Submission 2: Jon Schwabish
Jon decided on an interactive Excel graphic (download available here), which allows you to toggle across the various affiliates to get relevant detail on each. I really like the simplicity of the visual design used here. Great use of preattentive attributes in the line graph to make the blue line stand out from the others.

Submission 3: Lubos Pribula
Lubos continued the interactive Excel dashboard trend (downloadable here). I like the use of color to visually tie the line graph to the tabular data below (though we should be careful about the red-green color combination, which can be difficult for those who are colorblind). I also like the embedded bar charts within the tables at the bottom, which allow you to quickly visually compare aggregate measures across the various affiliates.

Submission 4: Gautham
Gautham created a dashboard in Tableau (if you don't have Tableau, you can download Tableau Reader here; Gautham's dashboard can be downloaded here). This dashboard allows you to view a single affiliate at a time and see a visual of their total assets in bars and number of gifts and grants via lines. This is useful if you want to compare the number of gifts and grants, or get a sense of the over time trends for a specific affiliate.

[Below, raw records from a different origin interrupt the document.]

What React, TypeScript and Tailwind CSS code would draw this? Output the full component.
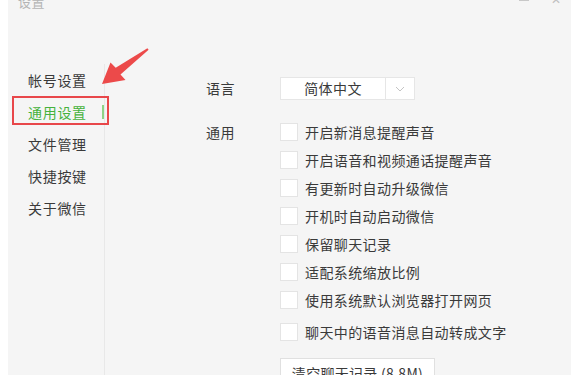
import React from "react";

const menu = ["帐号设置", "通用设置", "文件管理", "快捷按键", "关于微信"];

const options = [
  "开启新消息提醒声音",
  "开启语音和视频通话提醒声音",
  "有更新时自动升级微信",
  "开机时自动启动微信",
  "保留聊天记录",
  "适配系统缩放比例",
  "使用系统默认浏览器打开网页",
];

function Check({ label }: { label: string }) {
  return (
    <div className="h-[28px] flex items-center gap-[7px]">
      <span className="w-[18px] h-[18px] bg-white border border-[#e4e4e4] shrink-0" />
      <span className="tracking-[0.4px]">{label}</span>
    </div>
  );
}

export default function App() {
  return (
    <div
      className="w-[571px] h-[375px] overflow-hidden bg-white flex relative text-[14px] text-[#3a3a3a]"
      style={{ fontFamily: '"Noto Sans CJK SC", "Noto Sans", sans-serif' }}
    >
      <div className="w-[8px] bg-white shrink-0" />
      <div className="flex-1 bg-[#f5f5f5] flex flex-col">
        {/* title bar */}
        <div className="h-[64px] flex justify-between items-start shrink-0">
          <span className="ml-[10px] -mt-[8px] text-[13px] text-[#b4b4b4] tracking-[0.5px]">设置</span>
          <div className="flex items-start gap-[22px] mr-[10px] -mt-[1px]">
            <span className="w-[10px] h-[1px] bg-[#c8c8c8] mt-[1px]" />
            <span className="text-[12px] leading-none text-[#c0c0c0] -mt-[6px]">✕</span>
          </div>
        </div>

        <div className="flex flex-1">
          {/* sidebar */}
          <div className="w-[97px] border-r border-[#e8e8e8] shrink-0">
            {menu.map((m, i) => (
              <div key={m} className="h-[32px] flex items-center pl-[20px] relative">
                <span className={`tracking-[0.7px] ${i === 1 ? "text-[#46b23c]" : "text-[#3a3a3a]"}`}>{m}</span>
                {i === 1 && <span className="absolute right-[0px] top-[9px] w-[2px] h-[14px] bg-[#8fd386]" />}
              </div>
            ))}
          </div>

          {/* content */}
          <div className="pl-[101px] pt-[13px]">
            <div className="flex items-center">
              <span className="w-[74px] tracking-[0.4px]">语言</span>
              <div className="flex h-[23px] bg-white border border-[#e6e6e6]">
                <div className="w-[104px] flex items-center justify-center tracking-[0.4px]">简体中文</div>
                <div className="w-[29px] border-l border-[#e6e6e6] flex items-center justify-center">
                  <svg width="10" height="6" viewBox="0 0 10 6" fill="none">
                    <path d="M1 1l4 4 4-4" stroke="#c4c4c4" strokeWidth="1" />
                  </svg>
                </div>
              </div>
            </div>

            <div className="flex mt-[18px]">
              <span className="w-[74px] h-[28px] flex items-center tracking-[0.4px]">通用</span>
              <div className="flex flex-col">
                {options.map((o) => (
                  <Check key={o} label={o} />
                ))}
                <div className="mt-[4px]">
                  <Check label="聊天中的语音消息自动转成文字" />
                </div>
                <button className="mt-[12px] w-[155px] h-[30px] bg-white border border-[#e0e0e0] text-[14px] text-[#3a3a3a] tracking-[0.3px]">
                  清空聊天记录 (8.8M)
                </button>
              </div>
            </div>
          </div>
        </div>
      </div>

      {/* annotation: red box + arrow */}
      <div className="absolute left-[12px] top-[96px] w-[97px] h-[29px] border-2 border-[#e8474a]" />
      <svg className="absolute left-0 top-0" width="160" height="100" viewBox="0 0 160 100">
        <polygon
          points="148.6,49.8 120.5,74.5 125.5,80 102,84 110.5,62.5 115.7,67.7 147.4,48.2"
          fill="#ec4a4a"
        />
      </svg>
    </div>
  );
}
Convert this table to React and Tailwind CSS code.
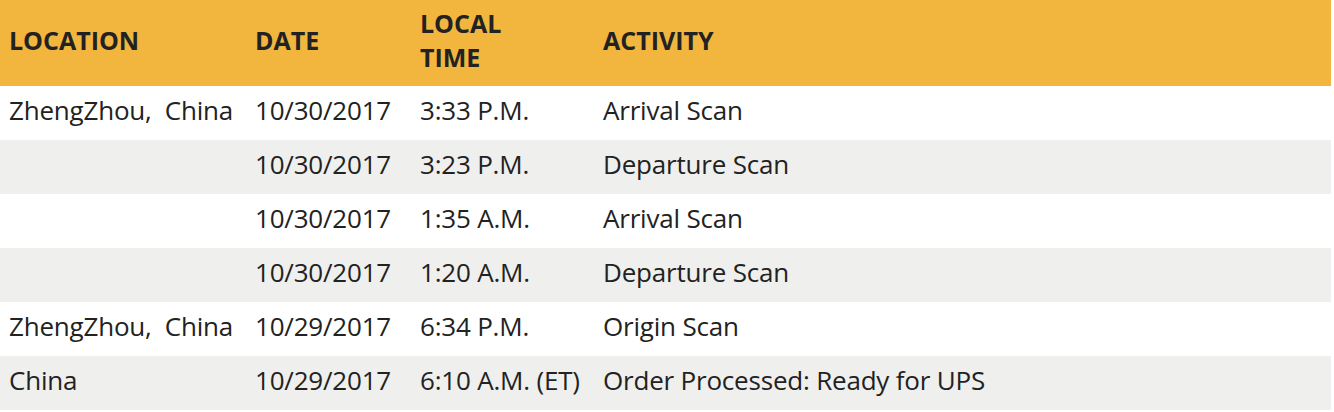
const rows = [
  { location: "ZhengZhou,  China", date: "10/30/2017", time: "3:33 P.M.", activity: "Arrival Scan" },
  { location: "", date: "10/30/2017", time: "3:23 P.M.", activity: "Departure Scan" },
  { location: "", date: "10/30/2017", time: "1:35 A.M.", activity: "Arrival Scan" },
  { location: "", date: "10/30/2017", time: "1:20 A.M.", activity: "Departure Scan" },
  { location: "ZhengZhou,  China", date: "10/29/2017", time: "6:34 P.M.", activity: "Origin Scan" },
  { location: "China", date: "10/29/2017", time: "6:10 A.M. (ET)", activity: "Order Processed: Ready for UPS" },
];

const App = () => {
  return (
    <div className="w-[1331px] bg-white text-[#222] font-['Open_Sans',sans-serif]">
      <table className="w-full table-fixed border-collapse text-left">
        <colgroup>
          <col className="w-[246px]" />
          <col className="w-[165px]" />
          <col className="w-[183px]" />
          <col />
        </colgroup>
        <thead>
          <tr className="h-[86px] bg-[#f2b53e] text-[25px] leading-[34px] font-bold">
            <th className="pl-[9px] pb-[6px] align-middle">LOCATION</th>
            <th className="pl-[9px] pb-[6px] align-middle">DATE</th>
            <th className="pl-[9px] pb-[6px] align-middle">
              LOCAL
              <br />
              TIME
            </th>
            <th className="pl-[9px] pb-[6px] align-middle">ACTIVITY</th>
          </tr>
        </thead>
        <tbody className="text-[26px] tracking-[-0.2px]">
          {rows.map((row, i) => (
            <tr key={i} className={`h-[54px] ${i % 2 === 1 ? "bg-[#efefee]" : "bg-white"}`}>
              <td className="pl-[9px] pb-[5px] whitespace-pre">{row.location}</td>
              <td className="pl-[9px] pb-[5px]">{row.date}</td>
              <td className="pl-[9px] pb-[5px] whitespace-nowrap">{row.time}</td>
              <td className="pl-[9px] pb-[5px]">{row.activity}</td>
            </tr>
          ))}
        </tbody>
      </table>
    </div>
  );
};

export default App;
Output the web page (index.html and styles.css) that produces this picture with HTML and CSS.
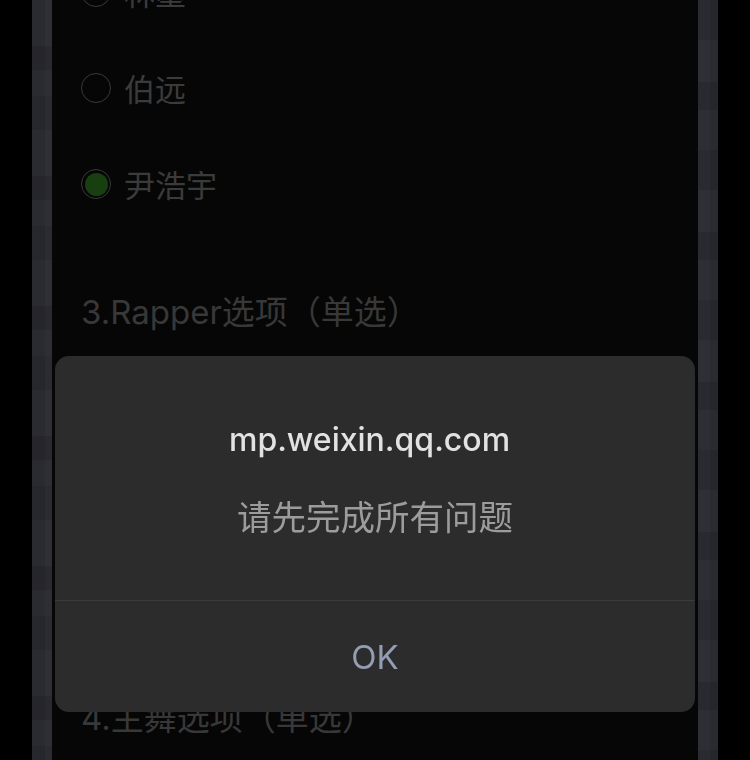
FILE: index.html
```html
<!DOCTYPE html>
<html lang="zh-CN">
<head>
<meta charset="utf-8">
<title>问卷</title>
<link rel="stylesheet" href="styles.css">
</head>
<body>
<div class="screen">
  <div class="strip"></div>
  <main class="page">
    <div class="option"><span class="radio"></span><span class="label">林墨</span></div>
    <div class="option"><span class="radio"></span><span class="label">伯远</span></div>
    <div class="option"><span class="radio checked"></span><span class="label">尹浩宇</span></div>
    <div class="question">3.Rapper选项（单选）</div>
    <div class="option"><span class="radio"></span><span class="label">刘也</span></div>
    <div class="option"><span class="radio"></span><span class="label">赞多</span></div>
    <div class="option"><span class="radio"></span><span class="label">米卡</span></div>
    <div class="question">4.主舞选项（单选）</div>
  </main>
  <div class="strip strip-right"></div>
</div>
<div class="alert">
  <div class="alert-body">
    <div class="alert-title">mp.weixin.qq.com</div>
    <div class="alert-msg">请先完成所有问题</div>
  </div>
  <div class="alert-btn">OK</div>
</div>
</body>
</html>
```
FILE: styles.css
```css
html, body {
  margin: 0;
  padding: 0;
  background: #000;
  height: 760px;
  overflow: hidden;
}
body {
  font-family: "Inter", "Noto Sans CJK SC", sans-serif;
}
.screen {
  display: flex;
  padding: 0 32px;
  height: 760px;
}
.strip {
  width: 20px;
  flex: none;
  background-color: #292930;
  background-image:
    repeating-linear-gradient(180deg, rgba(255,255,255,0.015) 0 46px, rgba(0,0,0,0.06) 46px 70px, rgba(255,255,255,0.01) 70px 96px, rgba(0,0,0,0.03) 96px 130px),
    linear-gradient(90deg, rgba(0,0,0,0.04) 0 13px, rgba(255,255,255,0.015) 13px 20px);
}
.strip-right {
  background-image:
    repeating-linear-gradient(180deg, rgba(0,0,0,0.04) 0 40px, rgba(255,255,255,0.015) 40px 82px, rgba(0,0,0,0.06) 82px 110px, rgba(255,255,255,0.01) 110px 150px),
    linear-gradient(90deg, rgba(255,255,255,0.01) 0 12px, rgba(0,0,0,0.04) 12px 20px);
}
.page {
  flex: 1;
  background: #060606;
  padding-left: 29px;
  margin-top: -56px;
}
.option {
  height: 96px;
  display: flex;
  align-items: center;
  gap: 13px;
}
.radio {
  width: 28px;
  height: 28px;
  border: 1.5px solid #393939;
  border-radius: 50%;
  box-sizing: content-box;
  flex: none;
  display: flex;
  align-items: center;
  justify-content: center;
}
.radio.checked::after {
  content: "";
  width: 23px;
  height: 23px;
  border-radius: 50%;
  background: #173f10;
}
.label {
  font-family: "Noto Sans CJK SC", sans-serif;
  font-size: 31px;
  color: #3b3b3b;
  line-height: 40px;
}
.question {
  margin-top: 60px;
  margin-bottom: 18px;
  font-size: 33px;
  line-height: 40px;
  color: #383838;
  font-family: "Inter", "Noto Sans CJK SC", sans-serif;
}
.alert {
  position: fixed;
  left: 55px;
  top: 356px;
  width: 640px;
  height: 356px;
  background: #2c2c2c;
  border-radius: 14px;
  display: flex;
  flex-direction: column;
  overflow: hidden;
}
.alert-body {
  flex: 1;
  padding: 62px 30px 0;
  text-align: center;
  border-bottom: 1px solid #3b3b3b;
}
.alert-title {
  font-size: 32px;
  line-height: 44px;
  color: #e2e2e2;
  font-weight: 500;
  margin-right: 11px;
}
.alert-msg {
  margin-top: 31px;
  font-family: "Noto Sans CJK SC", sans-serif;
  font-size: 34.5px;
  line-height: 44px;
  color: #9c9c9c;
}
.alert-btn {
  height: 111px;
  display: flex;
  align-items: center;
  justify-content: center;
  font-size: 33px;
  color: #939db4;
}
```
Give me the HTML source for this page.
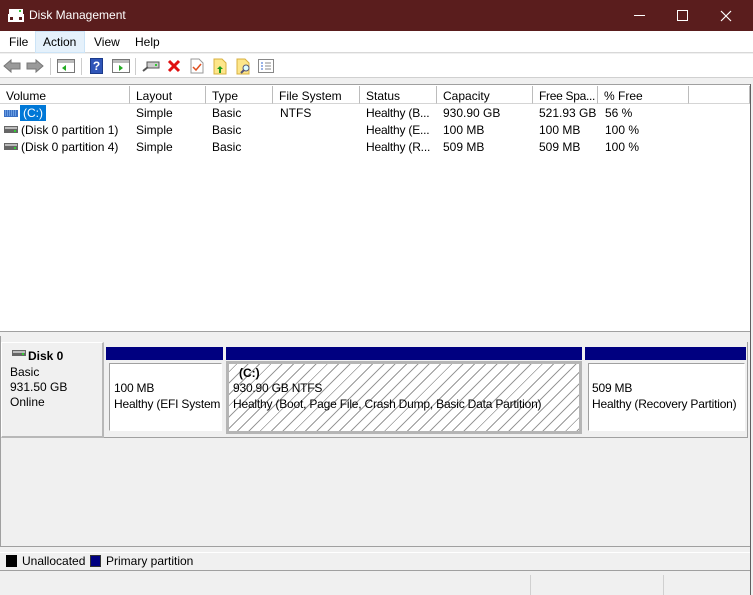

Submission 5: Rupert Stechman
Rupert took an unconventional approach to his data viz and went old school with pen and paper (which I love!) and created a sort of heatmap showing net change in assets over time by affiliate. Here's what he came up with (his blog post is here):

AND THE WINNER IS... Submission 6: Jeff Shaffer
Jeff created both a Tableau dashboard (downloadable here) and an Excel dashboard (pictured below; downloadable here). He doesn't win because he submitted dashboards in multiple forms, but rather because his visual is the one the foundation said they could see themselves using.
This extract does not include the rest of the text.